Fisher-Rao framework

All alignment in fdars is performed under the elastic (Fisher-Rao) metric, which is the unique Riemannian metric on the function space that is invariant to simultaneous reparameterization. This guarantees that the alignment is proper -- the distance between two functions does not depend on how they are parameterized.


SRSF transform

The Square Root Slope Function (SRSF) maps a function \(f\) into a representation where the elastic metric becomes the standard \(L^2\) metric, making optimization tractable.

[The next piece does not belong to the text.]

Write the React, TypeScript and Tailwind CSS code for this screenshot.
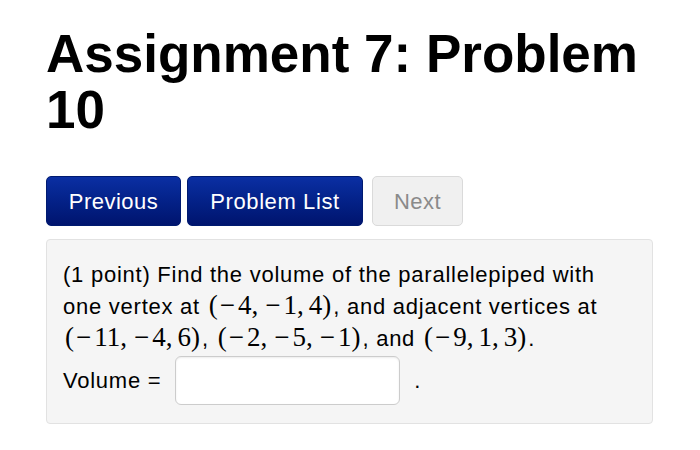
import React from "react";

// inline math in the reference is typeset with a Times-like font; minus signs get a little air
function M({ children }: { children: string }) {
  const parts = children.split("");
  return (
    <span className="mx-[2px] whitespace-nowrap font-['Liberation_Serif','Times_New_Roman',serif] text-[27px] leading-[28px] tracking-normal">
      {parts.map((ch, i) =>
        ch === "−" ? (
          <span key={i} className="pl-[2px] pr-[3px]">
            −
          </span>
        ) : ch === "," ? (
          <span key={i} className="pr-[5px]">
            ,
          </span>
        ) : (
          <span key={i}>{ch}</span>
        )
      )}
    </span>
  );
}

export default function App() {
  return (
    <div className="min-h-[450px] w-[700px] bg-white pl-[46px] pt-[26px] text-black font-['Liberation_Sans',Arial,sans-serif]">
      <h1 className="w-[620px] text-[53px] font-bold leading-[56px]">
        Assignment 7: Problem 10
      </h1>

      <div className="mt-[38px] flex">
        <button className="h-[50px] w-[135px] rounded-[5px] border border-[#001a70] bg-gradient-to-b from-[#0b2fa3] to-[#00146e] text-[22px] tracking-[0.5px] text-white">
          Previous
        </button>
        <button className="ml-[6px] h-[50px] w-[176px] rounded-[5px] border border-[#001a70] bg-gradient-to-b from-[#0b2fa3] to-[#00146e] text-[22px] tracking-[0.6px] text-white">
          Problem List
        </button>
        <button className="ml-[9px] h-[50px] w-[91px] rounded-[5px] border border-[#dadada] bg-[#f0f0f0] text-[22px] tracking-[0.5px] text-[#8a8a8a]">
          Next
        </button>
      </div>

      <div className="mt-[13px] w-[607px] rounded-[4px] border border-[#e2e2e2] bg-[#f5f5f5] pb-[18px] pl-[16px] pr-[30px] pt-[19px] text-[22px] leading-[32px] tracking-[0.75px]">
        <p>
          (1 point) Find the volume of the parallelepiped with one vertex at{" "}
          <M>(−4,−1,4)</M>, and adjacent vertices at <M>(−11,−4,6)</M>,{" "}
          <M>(−2,−5,−1)</M>, and <M>(−9,1,3)</M>.
        </p>
        <div className="mt-[1px] flex items-center">
          <span>Volume =</span>
          <input
            className="ml-[14px] h-[49px] w-[225px] rounded-[6px] border border-[#cccccc] bg-white shadow-[inset_0_1px_2px_rgba(0,0,0,0.08)] outline-none"
            aria-label="Volume"
          />
          <span className="ml-[14px]">.</span>
        </div>
      </div>
    </div>
  );
}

\[ q(t) = \operatorname{sign}(\dot{f}(t)) \, \sqrt{|\dot{f}(t)|} \]
import numpy as np
from fdars.alignment import srsf_transform, srsf_inverse

# Create a simple curve
t = np.linspace(0, 1, 101)
f = np.sin(2 * np.pi * t)

# Forward transform
q = srsf_transform(f, t)
print("SRSF shape:", q.shape)  # (101,)

# Inverse transform (recover original up to a constant)
f_recovered = srsf_inverse(q, t, initial_value=f[0])
print("Max reconstruction error:", np.max(np.abs(f - f_recovered)))

Note

The SRSF transform loses the initial value \(f(0)\). Pass initial_value to srsf_inverse to recover the original function exactly.


Pairwise alignment

Align a single curve to a reference curve. The optimizer finds the warping function \(\gamma^*\) that minimizes the elastic distance.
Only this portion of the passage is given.